> _Set task_: Examine each line of the data. Copy those that contain the string "this".

> _Exercise material_:
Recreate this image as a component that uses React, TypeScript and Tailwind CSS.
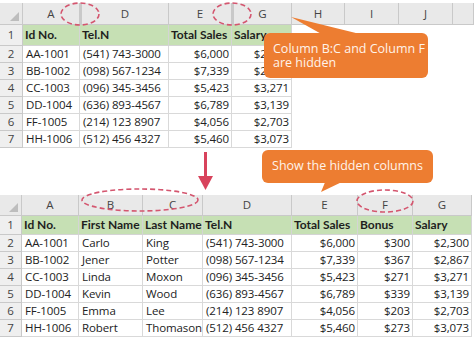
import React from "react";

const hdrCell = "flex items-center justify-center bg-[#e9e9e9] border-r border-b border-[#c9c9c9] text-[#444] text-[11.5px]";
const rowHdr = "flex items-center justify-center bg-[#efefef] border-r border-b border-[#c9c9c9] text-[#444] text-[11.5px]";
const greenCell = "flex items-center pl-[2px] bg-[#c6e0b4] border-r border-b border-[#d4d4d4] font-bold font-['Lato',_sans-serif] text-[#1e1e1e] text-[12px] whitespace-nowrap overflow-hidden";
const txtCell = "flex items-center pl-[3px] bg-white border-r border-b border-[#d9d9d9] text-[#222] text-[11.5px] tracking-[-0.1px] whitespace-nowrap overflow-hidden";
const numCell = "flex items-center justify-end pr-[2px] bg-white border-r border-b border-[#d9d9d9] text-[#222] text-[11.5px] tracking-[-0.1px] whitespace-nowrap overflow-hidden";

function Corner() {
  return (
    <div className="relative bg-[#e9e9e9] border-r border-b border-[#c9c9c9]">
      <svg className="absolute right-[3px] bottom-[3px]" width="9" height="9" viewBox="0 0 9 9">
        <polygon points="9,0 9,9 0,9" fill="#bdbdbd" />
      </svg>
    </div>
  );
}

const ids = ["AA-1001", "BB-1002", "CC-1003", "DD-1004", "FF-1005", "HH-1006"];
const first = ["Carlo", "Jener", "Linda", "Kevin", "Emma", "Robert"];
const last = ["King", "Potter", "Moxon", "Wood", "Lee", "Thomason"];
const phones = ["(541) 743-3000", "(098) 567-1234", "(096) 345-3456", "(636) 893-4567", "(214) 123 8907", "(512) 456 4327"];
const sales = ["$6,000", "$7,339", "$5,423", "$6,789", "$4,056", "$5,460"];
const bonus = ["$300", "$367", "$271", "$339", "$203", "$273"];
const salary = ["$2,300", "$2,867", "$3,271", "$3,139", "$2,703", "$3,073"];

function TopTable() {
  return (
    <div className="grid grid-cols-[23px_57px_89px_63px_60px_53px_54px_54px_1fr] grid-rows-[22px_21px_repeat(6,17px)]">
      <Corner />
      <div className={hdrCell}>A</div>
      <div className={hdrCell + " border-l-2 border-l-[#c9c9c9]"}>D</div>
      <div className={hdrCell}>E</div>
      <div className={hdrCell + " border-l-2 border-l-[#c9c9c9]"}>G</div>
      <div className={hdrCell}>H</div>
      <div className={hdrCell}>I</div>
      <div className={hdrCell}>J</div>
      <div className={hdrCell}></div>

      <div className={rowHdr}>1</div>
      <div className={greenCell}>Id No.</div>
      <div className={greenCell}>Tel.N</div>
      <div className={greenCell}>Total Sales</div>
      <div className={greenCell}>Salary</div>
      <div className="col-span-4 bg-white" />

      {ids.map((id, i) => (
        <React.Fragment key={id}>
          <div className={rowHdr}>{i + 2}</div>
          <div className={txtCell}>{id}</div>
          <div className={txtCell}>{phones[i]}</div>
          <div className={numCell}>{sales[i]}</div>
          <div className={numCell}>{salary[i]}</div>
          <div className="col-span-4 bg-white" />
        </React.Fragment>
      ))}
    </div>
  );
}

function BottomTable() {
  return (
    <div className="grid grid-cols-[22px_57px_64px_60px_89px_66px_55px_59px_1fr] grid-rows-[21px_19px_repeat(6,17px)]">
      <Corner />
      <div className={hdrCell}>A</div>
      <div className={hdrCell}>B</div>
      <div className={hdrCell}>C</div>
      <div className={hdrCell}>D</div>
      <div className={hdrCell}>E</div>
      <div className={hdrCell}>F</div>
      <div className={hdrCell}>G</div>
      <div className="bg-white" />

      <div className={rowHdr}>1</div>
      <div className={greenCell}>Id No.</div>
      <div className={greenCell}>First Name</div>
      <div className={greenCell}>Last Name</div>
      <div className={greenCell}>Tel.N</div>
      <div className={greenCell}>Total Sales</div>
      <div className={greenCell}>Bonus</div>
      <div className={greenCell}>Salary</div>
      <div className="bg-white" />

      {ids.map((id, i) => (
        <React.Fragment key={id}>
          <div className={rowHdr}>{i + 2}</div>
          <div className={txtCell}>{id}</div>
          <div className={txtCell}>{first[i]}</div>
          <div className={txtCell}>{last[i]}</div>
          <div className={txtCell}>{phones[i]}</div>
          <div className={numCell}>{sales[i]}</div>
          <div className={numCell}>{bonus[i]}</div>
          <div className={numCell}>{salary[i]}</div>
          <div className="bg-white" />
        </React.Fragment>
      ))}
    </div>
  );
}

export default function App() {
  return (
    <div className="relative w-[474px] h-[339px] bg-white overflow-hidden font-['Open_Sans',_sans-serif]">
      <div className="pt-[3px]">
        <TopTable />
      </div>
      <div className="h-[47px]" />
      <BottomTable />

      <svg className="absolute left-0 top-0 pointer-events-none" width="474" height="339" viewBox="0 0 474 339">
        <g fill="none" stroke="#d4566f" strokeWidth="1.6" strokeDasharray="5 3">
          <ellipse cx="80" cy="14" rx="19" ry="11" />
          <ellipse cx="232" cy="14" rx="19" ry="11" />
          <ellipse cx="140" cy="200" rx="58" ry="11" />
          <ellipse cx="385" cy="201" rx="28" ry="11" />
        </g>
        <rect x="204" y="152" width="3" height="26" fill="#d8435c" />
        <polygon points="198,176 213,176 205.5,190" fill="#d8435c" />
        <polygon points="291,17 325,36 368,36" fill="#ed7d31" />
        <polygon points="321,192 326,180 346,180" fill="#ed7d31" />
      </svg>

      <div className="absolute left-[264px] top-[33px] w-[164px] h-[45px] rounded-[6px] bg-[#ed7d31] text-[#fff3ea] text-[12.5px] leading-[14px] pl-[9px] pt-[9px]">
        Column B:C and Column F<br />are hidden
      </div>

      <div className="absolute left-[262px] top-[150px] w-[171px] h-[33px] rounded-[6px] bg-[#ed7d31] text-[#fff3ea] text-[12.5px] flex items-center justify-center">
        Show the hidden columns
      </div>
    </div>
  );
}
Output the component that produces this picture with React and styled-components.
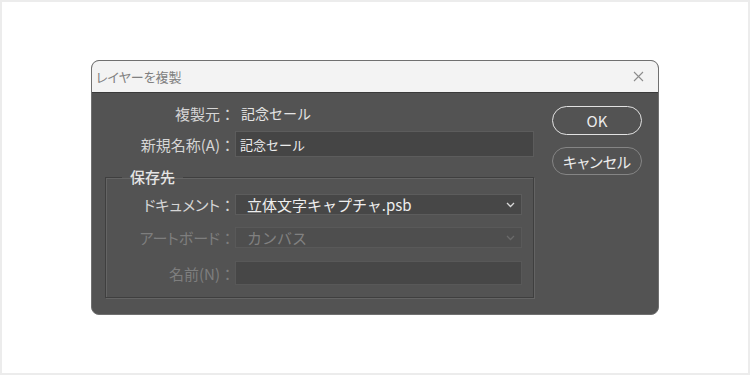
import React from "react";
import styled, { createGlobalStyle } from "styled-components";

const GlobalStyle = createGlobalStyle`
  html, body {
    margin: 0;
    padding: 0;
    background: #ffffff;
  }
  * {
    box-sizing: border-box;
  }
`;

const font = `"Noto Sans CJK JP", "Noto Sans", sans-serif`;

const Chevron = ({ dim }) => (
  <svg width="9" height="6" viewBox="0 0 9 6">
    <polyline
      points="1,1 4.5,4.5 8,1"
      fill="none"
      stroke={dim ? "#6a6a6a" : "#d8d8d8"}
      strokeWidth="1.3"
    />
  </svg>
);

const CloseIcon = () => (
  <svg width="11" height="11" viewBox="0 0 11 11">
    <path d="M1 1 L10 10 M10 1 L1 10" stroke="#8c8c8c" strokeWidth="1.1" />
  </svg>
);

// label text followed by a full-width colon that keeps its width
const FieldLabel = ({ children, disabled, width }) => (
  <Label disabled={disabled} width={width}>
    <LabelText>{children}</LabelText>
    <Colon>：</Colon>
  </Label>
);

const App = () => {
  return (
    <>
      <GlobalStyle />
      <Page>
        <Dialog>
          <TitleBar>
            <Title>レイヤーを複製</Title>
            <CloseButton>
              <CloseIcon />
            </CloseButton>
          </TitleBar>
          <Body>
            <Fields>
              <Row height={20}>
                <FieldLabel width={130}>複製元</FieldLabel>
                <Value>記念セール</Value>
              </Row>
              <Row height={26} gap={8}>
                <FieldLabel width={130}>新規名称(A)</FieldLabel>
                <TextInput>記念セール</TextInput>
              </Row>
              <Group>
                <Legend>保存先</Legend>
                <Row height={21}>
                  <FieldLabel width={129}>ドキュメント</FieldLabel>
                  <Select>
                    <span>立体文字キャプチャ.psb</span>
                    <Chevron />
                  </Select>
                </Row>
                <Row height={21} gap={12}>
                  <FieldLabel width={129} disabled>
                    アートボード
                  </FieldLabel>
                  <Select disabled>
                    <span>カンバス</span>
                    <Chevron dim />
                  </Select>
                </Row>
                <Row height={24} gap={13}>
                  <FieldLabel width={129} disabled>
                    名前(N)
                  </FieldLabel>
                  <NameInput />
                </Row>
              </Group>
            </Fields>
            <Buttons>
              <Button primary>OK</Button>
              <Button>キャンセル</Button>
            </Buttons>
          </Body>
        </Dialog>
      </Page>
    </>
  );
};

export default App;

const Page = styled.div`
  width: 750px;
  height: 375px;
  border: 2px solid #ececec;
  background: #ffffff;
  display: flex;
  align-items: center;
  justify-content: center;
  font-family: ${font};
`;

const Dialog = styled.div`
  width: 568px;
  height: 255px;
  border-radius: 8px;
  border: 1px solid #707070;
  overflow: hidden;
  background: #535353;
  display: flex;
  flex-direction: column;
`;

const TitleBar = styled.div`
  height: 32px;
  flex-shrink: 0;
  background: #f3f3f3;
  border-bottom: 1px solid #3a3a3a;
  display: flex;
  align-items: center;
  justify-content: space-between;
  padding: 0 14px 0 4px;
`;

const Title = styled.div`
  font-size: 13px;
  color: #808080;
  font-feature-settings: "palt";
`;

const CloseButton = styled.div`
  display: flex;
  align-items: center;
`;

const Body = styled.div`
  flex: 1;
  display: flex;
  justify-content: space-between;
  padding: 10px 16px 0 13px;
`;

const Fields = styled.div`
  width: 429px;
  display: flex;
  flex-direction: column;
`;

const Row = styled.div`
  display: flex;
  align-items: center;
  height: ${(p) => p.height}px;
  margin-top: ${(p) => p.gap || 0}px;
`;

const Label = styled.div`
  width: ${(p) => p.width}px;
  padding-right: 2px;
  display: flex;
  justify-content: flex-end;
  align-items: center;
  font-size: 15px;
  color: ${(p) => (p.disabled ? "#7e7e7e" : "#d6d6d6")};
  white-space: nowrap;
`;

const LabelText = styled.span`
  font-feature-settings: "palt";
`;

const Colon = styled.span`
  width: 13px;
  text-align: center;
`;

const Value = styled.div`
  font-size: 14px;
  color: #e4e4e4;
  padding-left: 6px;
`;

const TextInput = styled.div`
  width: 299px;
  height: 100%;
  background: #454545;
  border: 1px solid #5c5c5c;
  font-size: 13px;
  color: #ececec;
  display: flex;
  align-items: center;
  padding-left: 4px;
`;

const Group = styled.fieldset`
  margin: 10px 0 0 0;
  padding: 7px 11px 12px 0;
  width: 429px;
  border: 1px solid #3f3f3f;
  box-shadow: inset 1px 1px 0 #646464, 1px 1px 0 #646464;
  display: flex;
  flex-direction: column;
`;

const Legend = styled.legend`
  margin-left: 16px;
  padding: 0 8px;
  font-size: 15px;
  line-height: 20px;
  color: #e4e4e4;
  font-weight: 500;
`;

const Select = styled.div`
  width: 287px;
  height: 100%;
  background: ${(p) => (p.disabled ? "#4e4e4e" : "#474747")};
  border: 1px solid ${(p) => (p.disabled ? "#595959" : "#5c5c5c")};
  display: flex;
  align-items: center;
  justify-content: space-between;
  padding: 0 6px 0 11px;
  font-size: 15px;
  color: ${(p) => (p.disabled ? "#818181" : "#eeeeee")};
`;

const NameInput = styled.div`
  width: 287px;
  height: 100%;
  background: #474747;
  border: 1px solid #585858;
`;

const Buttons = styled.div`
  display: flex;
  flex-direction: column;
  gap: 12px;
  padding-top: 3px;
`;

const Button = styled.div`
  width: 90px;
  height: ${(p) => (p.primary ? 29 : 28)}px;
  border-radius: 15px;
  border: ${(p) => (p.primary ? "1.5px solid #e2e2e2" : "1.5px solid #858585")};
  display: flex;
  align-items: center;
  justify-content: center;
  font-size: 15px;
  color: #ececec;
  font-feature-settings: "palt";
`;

> _Solution_:
Recreate this image as a component that uses React, TypeScript and Tailwind CSS.
Output the component that produces this picture with React and styled-components.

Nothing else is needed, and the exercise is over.